The oven door stayed closed, its fires

tamed as
a circus lion we wouldn’t
put our head inside without a whip.

Skiing was
out of the question. Ice
skating, bowling, archery, skydiving

all verboten.
From the safety of sturdy
chairs, we showered quickly, drying

off with
air. Stairs we pointedly
ignored. When the snow came, we

kept to
carpeting. Windows
chided us with their fragility, their

constant threat
of breakage. It was only
by looking through them we imagined

our deaths,
our accidents, our injuries,
how every timid step we took

led us
deeper into the cave
where our lives were in our own hands.

Sarah Katz: "The Year of Living Dangerously" is a lovely, compact, and tension-ridden poem of three-line stanzas that explores ordinary dangers while utilizing very short and often enjambed lines. Why did you make these choices and what challenges did you face in writing this poem?

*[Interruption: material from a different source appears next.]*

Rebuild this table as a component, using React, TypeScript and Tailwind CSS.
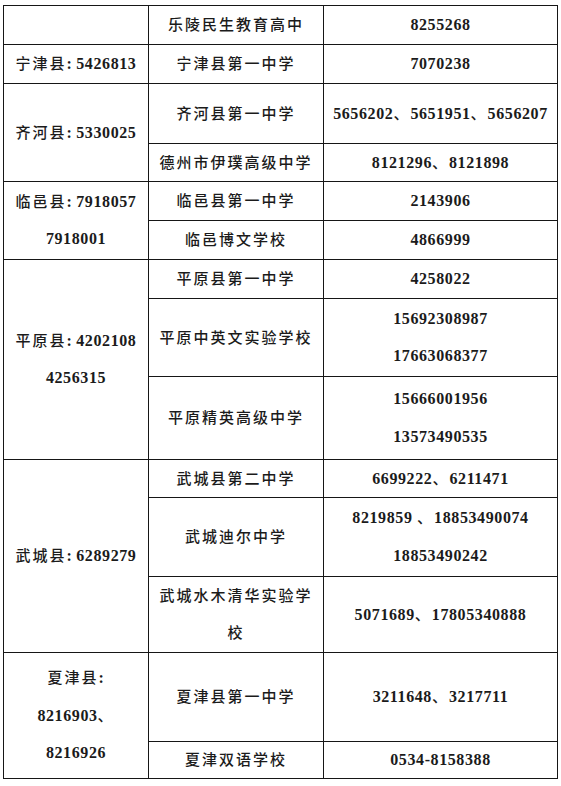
const FONT = "font-['Liberation_Serif','Noto_Sans_CJK_SC',serif]";

function Txt({ text }: { text: string }) {
  // split into CJK runs and latin/digit runs so each gets its own weight and spacing
  const parts = text.match(/[\u4e00-\u9fff\u3001]+|[^\u4e00-\u9fff\u3001]+/g) ?? [];
  return (
    <span className="whitespace-pre leading-[20px]">
      {parts.map((p, i) =>
        /[\u4e00-\u9fff\u3001]/.test(p) ? (
          <span key={i} className="text-[15px] font-medium tracking-[2px]">
            {p}
          </span>
        ) : (
          <span key={i} className="text-[16px] font-bold tracking-[0.6px]">
            {p}
          </span>
        )
      )}
    </span>
  );
}

function Cell({
  lines,
  rowSpan,
}: {
  lines: string[];
  rowSpan?: number;
}) {
  const lineH = lines.length > 1 ? "h-[37.5px]" : "h-[36px]";
  return (
    <td
      rowSpan={rowSpan}
      className="border border-[#161616] px-[6px] py-0 text-center align-middle"
    >
      {lines.map((l, i) => (
        <div key={i} className={`flex ${lineH} items-center justify-center`}>
          <Txt text={l} />
        </div>
      ))}
    </td>
  );
}

export default function App() {
  return (
    <div className={`min-h-[786px] bg-white pl-[3px] pt-[5px] text-[#1b1b1b] ${FONT}`}>
      <table className="w-[554px] table-fixed border-collapse">
        <colgroup>
          <col className="w-[145px]" />
          <col className="w-[175px]" />
          <col className="w-[234px]" />
        </colgroup>
        <tbody>
          <tr className="h-[39px]">
            <Cell lines={[]} />
            <Cell lines={["乐陵民生教育高中"]} />
            <Cell lines={["8255268"]} />
          </tr>
          <tr className="h-[39px]">
            <Cell lines={["宁津县:\u20095426813"]} />
            <Cell lines={["宁津县第一中学"]} />
            <Cell lines={["7070238"]} />
          </tr>
          <tr className="h-[60px]">
            <Cell lines={["齐河县:\u20095330025"]} rowSpan={2} />
            <Cell lines={["齐河县第一中学"]} />
            <Cell lines={["5656202、5651951、5656207"]} />
          </tr>
          <tr className="h-[38px]">
            <Cell lines={["德州市伊璞高级中学"]} />
            <Cell lines={["8121296、8121898"]} />
          </tr>
          <tr className="h-[39px]">
            <Cell lines={["临邑县:\u20097918057", "7918001"]} rowSpan={2} />
            <Cell lines={["临邑县第一中学"]} />
            <Cell lines={["2143906"]} />
          </tr>
          <tr className="h-[39px]">
            <Cell lines={["临邑博文学校"]} />
            <Cell lines={["4866999"]} />
          </tr>
          <tr className="h-[39px]">
            <Cell lines={["平原县:\u20094202108", "4256315"]} rowSpan={3} />
            <Cell lines={["平原县第一中学"]} />
            <Cell lines={["4258022"]} />
          </tr>
          <tr className="h-[78px]">
            <Cell lines={["平原中英文实验学校"]} />
            <Cell lines={["15692308987", "17663068377"]} />
          </tr>
          <tr className="h-[83px]">
            <Cell lines={["平原精英高级中学"]} />
            <Cell lines={["15666001956", "13573490535"]} />
          </tr>
          <tr className="h-[38px]">
            <Cell lines={["武城县:\u20096289279"]} rowSpan={3} />
            <Cell lines={["武城县第二中学"]} />
            <Cell lines={["6699222、6211471"]} />
          </tr>
          <tr className="h-[79px]">
            <Cell lines={["武城迪尔中学"]} />
            <Cell lines={["8219859 、18853490074", "18853490242"]} />
          </tr>
          <tr className="h-[76px]">
            <Cell lines={["武城水木清华实验学", "校"]} />
            <Cell lines={["5071689、17805340888"]} />
          </tr>
          <tr className="h-[89px]">
            <Cell lines={["夏津县:", "8216903、", "8216926"]} rowSpan={2} />
            <Cell lines={["夏津县第一中学"]} />
            <Cell lines={["3211648、3217711"]} />
          </tr>
          <tr className="h-[37px]">
            <Cell lines={["夏津双语学校"]} />
            <Cell lines={["0534-8158388"]} />
          </tr>
        </tbody>
      </table>
    </div>
  );
}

Charles Jensen: I definitely wanted to maintain an uneasy sense of foreboding as the poem unfurled, and I think those impulses are what guided the choice to use tercets with lines of increasing length. I hope the poem approximates the feeling of having something sinister sneak up on your slowly before it pounces. The enjambments are there to slow it down: "We prayed...no one got hurt...once our insurance lapsed." Those pauses heighten the suspense of the stanzas. As for the dangers listed themselves, I wanted to communicate the feeling of living in a world rife with dangers without the safety net of health insurance to ease the mind, something I previously took for granted when I had coverage. So living in a world where cars became ammunition and an oven a predator were extensions of those fears, emphasizing how little around us is actually within our control beyond the caution of our actions.


Charlie Jensen is a poet and editor. He wrote The Nanopedia Quick-Reference Pocket Lexicon of Contemporary American Culture (2012 MiPOESIAS Chapbook Series) and The First Risk, which was published in 2009 by Lethe Press and was a finalist for the 2010 Lambda Literary Award. His previous chapbooks include Living Things, which won the 2006 Frank O’Hara Chapbook Award, and The Strange Case of Maribel Dixon (New Michigan Press 2007). He holds an MFA in poetry from Arizona State University.